For Social Security benefit purposes, a disability is the "inability to engage in any substantial gainful employment by reason of any medically determinable physical or mental impairment which can be expected to result in death or which has lasted or can be expected to last for a continuous period of not less than 12 months." 53 F.S.M.C. 603(6). "Substantial gainful employment" is "not only an inability to engage in your previous occupation or work, but also means that based on your education, experience and limitations there are no other occupations that you could perform." Social Security Reg. § 100.2. Persons are entitled to Social Security disability benefits if they are currently and fully insured, are disabled and have been so for at least three full calendar months, and have filed a complete application with the Social Security Administrator for disability insurance. 53 F.S.M.C. 803A.
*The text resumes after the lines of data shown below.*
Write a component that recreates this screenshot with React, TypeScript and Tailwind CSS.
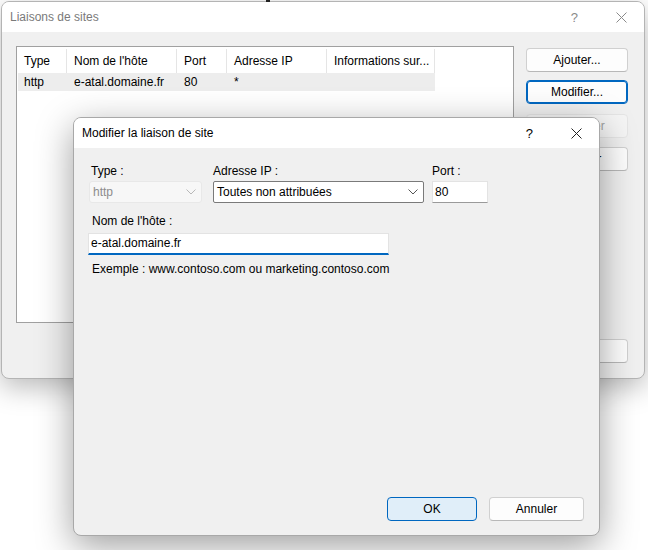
import React from 'react';

const Chevron: React.FC<{ color: string }> = ({ color }) => (
  <svg width="10" height="6" viewBox="0 0 10 6" fill="none">
    <path d="M0.5 0.5 L5 5 L9.5 0.5" stroke={color} strokeWidth="1" />
  </svg>
);

const CloseIcon: React.FC<{ color: string }> = ({ color }) => (
  <svg width="11" height="11" viewBox="0 0 11 11" fill="none">
    <path d="M0.5 0.5 L10.5 10.5 M10.5 0.5 L0.5 10.5" stroke={color} strokeWidth="1" />
  </svg>
);

const COLUMNS = [
  { label: 'Type', width: 'w-[50px]' },
  { label: "Nom de l'hôte", width: 'w-[110px]' },
  { label: 'Port', width: 'w-[50px]' },
  { label: 'Adresse IP', width: 'w-[100px]' },
  { label: 'Informations sur...', width: 'w-[108px]' },
];

const ROW = ['http', 'e-atal.domaine.fr', '80', '*', ''];

const WinButton: React.FC<{ label: string; className?: string; variant?: 'normal' | 'default' | 'disabled' | 'primary' }> = ({
  label,
  className = '',
  variant = 'normal',
}) => {
  const styles = {
    normal: 'bg-[#fdfdfd] border-[#d0d0d0] border-b-[#b8b8b8] text-black',
    default: 'bg-[#fdfdfd] border-[#0067c0] text-black shadow-[inset_0_0_0_1px_#0067c0]',
    disabled: 'bg-[#f5f5f5] border-[#e5e5e5] text-[#a0a0a0]',
    primary: 'bg-[#e0eef9] border-[#0067c0] text-black',
  }[variant];
  return (
    <div className={`h-[24px] flex items-center justify-center rounded-[4px] border text-[12px] ${styles} ${className}`}>
      {label}
    </div>
  );
};

export default function App() {
  return (
    <div className="relative w-[648px] h-[550px] bg-white overflow-hidden font-['Liberation_Sans',Arial,sans-serif] text-[12px] leading-[15px] text-black">
      {/* mouse pointer tip peeking at the top */}
      <span className="absolute left-[266px] top-0 w-[4px] h-[2px] bg-[#222] z-30" />

      {/* Back window: Liaisons de sites */}
      <div className="absolute left-[1px] top-[1px] w-[644px] h-[378px] rounded-[8px] border border-[#b4b4b4] bg-[#f0f0f0] overflow-hidden shadow-[0_8px_28px_rgba(0,0,0,0.28)] flex flex-col">
        <div className="h-[30px] bg-white flex items-center pl-[8px] shrink-0">
          <span className="text-[#7a7a7a]">Liaisons de sites</span>
          <span className="ml-auto text-[#8a8a8a] text-[13px] mr-[38px]">?</span>
          <span className="mr-[17px]"><CloseIcon color="#8a8a8a" /></span>
        </div>
        <div className="flex flex-1 pl-[14px] pt-[14px]">
          <div className="w-[498px] h-[277px] bg-white border border-[#a0a0a0] flex flex-col">
            <div className="flex h-[26px] pt-[2px]">
              {COLUMNS.map((c) => (
                <div key={c.label} className={`${c.width} flex items-center pl-[7px] border-r border-[#e5e5e5] whitespace-nowrap`}>
                  {c.label}
                </div>
              ))}
            </div>
            <div className="flex h-[18px] ml-[1px] w-[417px] bg-[#ededed] pt-[1px]">
              {ROW.map((v, i) => (
                <div key={i} className={`${COLUMNS[i].width} flex items-center pl-[7px] whitespace-nowrap first:w-[49px] first:pl-[6px]`}>
                  {v}
                </div>
              ))}
            </div>
          </div>
          <div className="flex flex-col ml-[12px] w-[102px] pt-[2px]">
            <WinButton label="Ajouter..." />
            <WinButton label="Modifier..." variant="default" className="mt-[8px]" />
            <WinButton label="Supprimer" variant="disabled" className="mt-[10px]" />
            <WinButton label="Parcourir" className="mt-[9px]" />
            <WinButton label="Fermer" className="mt-[168px]" />
          </div>
        </div>
      </div>

      {/* Front dialog: Modifier la liaison de site */}
      <div className="absolute left-[73px] top-[117px] w-[527px] h-[419px] rounded-[8px] border border-[#a8a8a8] bg-[#f0f0f0] overflow-hidden shadow-[0_10px_36px_rgba(0,0,0,0.38)] flex flex-col z-10">
        <div className="h-[30px] bg-white flex items-center pl-[8px] shrink-0">
          <span>Modifier la liaison de site</span>
          <span className="ml-auto text-[13px] mr-[38px]">?</span>
          <span className="mr-[17px]"><CloseIcon color="#222" /></span>
        </div>
        <div className="flex flex-col flex-1 pl-[15px] pt-[16px] pr-[15px] pb-[14px]">
          <div className="flex items-start">
            <div className="flex flex-col w-[113px]">
              <span className="pl-[2px]">Type :</span>
              <div className="mt-[2px] h-[22px] rounded-[3px] bg-[#f7f7f7] border border-[#e8e8e8] flex items-center pl-[3px] pr-[5px] text-[#8c8c8c]">
                <span>http</span>
                <span className="ml-auto"><Chevron color="#b8b8b8" /></span>
              </div>
            </div>
            <div className="flex flex-col w-[211px] ml-[11px]">
              <span>Adresse IP :</span>
              <div className="mt-[2px] h-[22px] rounded-[2px] bg-white border border-[#7a7a7a] flex items-center pl-[3px] pr-[5px]">
                <span>Toutes non attribuées</span>
                <span className="ml-auto"><Chevron color="#555" /></span>
              </div>
            </div>
            <div className="flex flex-col w-[56px] ml-[8px]">
              <span>Port :</span>
              <div className="mt-[2px] h-[22px] bg-white border border-[#e3e3e3] border-b-[#9a9a9a] flex items-center pl-[2px]">
                <span>80</span>
              </div>
            </div>
          </div>
          <span className="mt-[11px] pl-[3px]">Nom de l'hôte :</span>
          <div className="mt-[4px] -ml-[1px] w-[301px] h-[22px] bg-white border border-[#e3e3e3] border-b-2 border-b-[#0067c0] flex items-center pl-[2px]">
            <span>e-atal.domaine.fr</span>
          </div>
          <span className="mt-[7px] pl-[3px]">Exemple : www.contoso.com ou marketing.contoso.com</span>
          <div className="mt-auto flex justify-end gap-[12px]">
            <WinButton label="OK" variant="primary" className="w-[90px]" />
            <WinButton label="Annuler" className="w-[95px]" />
          </div>
        </div>
      </div>
    </div>
  );
}
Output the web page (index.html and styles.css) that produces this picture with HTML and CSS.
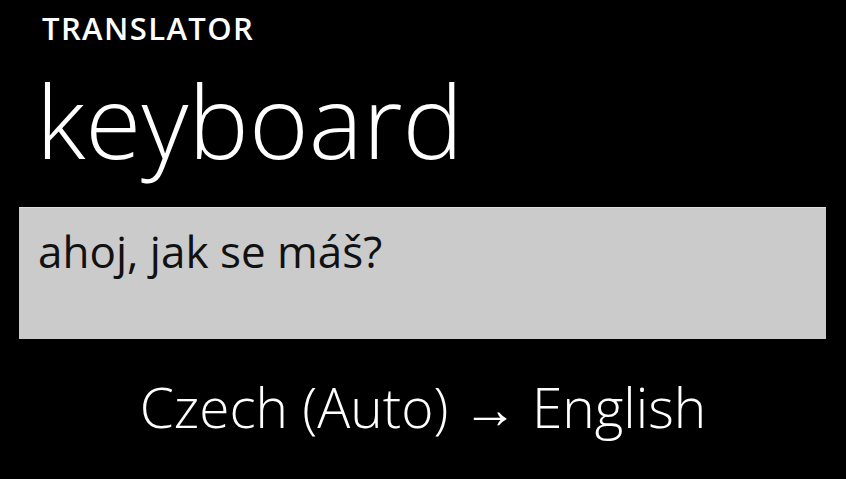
FILE: index.html
```html
<!DOCTYPE html>
<html lang="cs">
<head>
<meta charset="utf-8">
<title>Translator</title>
<link rel="stylesheet" href="styles.css">
</head>
<body>
<main class="page">
  <header class="app-title">TRANSLATOR</header>
  <h1 class="page-title">keyboard</h1>
  <div class="input-box">ahoj, jak se máš?</div>
  <div class="lang-pair">Czech (Auto) → English</div>
</main>
</body>
</html>
```
FILE: styles.css
```css
html, body {
  margin: 0;
  padding: 0;
  background: #000;
  width: 846px;
  height: 479px;
  overflow: hidden;
}
.page {
  display: flex;
  flex-direction: column;
  font-family: "Open Sans", "Noto Sans", sans-serif;
  color: #fff;
}
.app-title {
  font-size: 31px;
  font-weight: 600;
  line-height: 30px;
  letter-spacing: 1.4px;
  padding: 13px 0 0 42px;
}
.page-title {
  margin: 0;
  font-size: 102px;
  font-weight: 300;
  line-height: 100px;
  padding: 27px 0 0 36px;
  letter-spacing: 0;
}
.input-box {
  margin: 37px 20px 0 19px;
  height: 132px;
  background: #cbcbcb;
  border-top: 1px solid #dedede;
  color: #111;
  font-size: 44px;
  line-height: 44px;
  padding: 21px 0 0 19px;
  box-sizing: border-box;
}
.lang-pair {
  margin-top: 40px;
  text-align: center;
  font-size: 55px;
  font-weight: 300;
  line-height: 56px;
}
```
"A [Social Security] claimant becomes 'entitled' to benefits once he [or] she has applied and has provided convincing evidence of entitlement." Neth v. FSM Social Sec. Admin., 20 FSM R. 362, 367 (Pon. 2016) (relying on Social Sec. Reg. § 100.2). A Social Security benefit applicant is responsible for providing the evidence needed to prove his or her entitlement to Social Security benefits. Id. at 369-70 (citing Social Sec. Reg. § 100.5). The evidence Thalman provided was insufficient to be convincing.
Social Security based its decision to deny Thalman's application on the home interview, Vanderburgh's evaluation of Thalman's file including the medical records it contained and the interview report, and the lack of certain information and records that, if present, might have further supported Thalman's claim.
The court therefore concludes that the Social Security decision was supported by competent, material, and substantial evidence that Thalman was not disabled because he was capable of engaging in his former occupation or a similar occupation. That finding is therefore conclusive as to the fact that, when Social Security and later the Social Security Board made their determinations, Thalman was not sufficiently impaired to qualify as disabled for Social Security disability benefits.
Accordingly, Social Security's denial of disability benefits for Athanasius Thalman is affirmed.
Thalman asserts that his condition has worsened and that he now requires dialysis treatment to survive. If this is so, the court urges Thalman to provide Social Security the necessary supporting evidence and to either reapply for or, if it is possible, amend his application for Social Security benefits and proceed based on his current condition.
_____________________________________Footnotes:
1 See also Neth v. FSM Social Sec. Admin., 20 FSM R. 362, 366, 372 (Pon. 2016); Louis v. FSM Social Sec. Admin., 20 FSM R. 268, 272 (Pon. 2015); Hadley v. FSM Social Sec. Admin., 20 FSM R. 197, 200 (Pon. 2015).
2 "Generally there are three standards of review for administrative decisions: 1) arbitrary and capricious, or abuse of discretion; 2) reasonableness, or substantial evidence; and 3) de novo, or agreement review." GMP Hawaii, Inc. v. Ikosia, 19 FSM R. 551, 554 n.2 (Pon. 2014) (citing 33 CHARLES A. WRIGHT & CHARLES H. KOCH, JR., FEDERAL PRACTICE AND PROCEDURE § 8331, at 155 (2006)).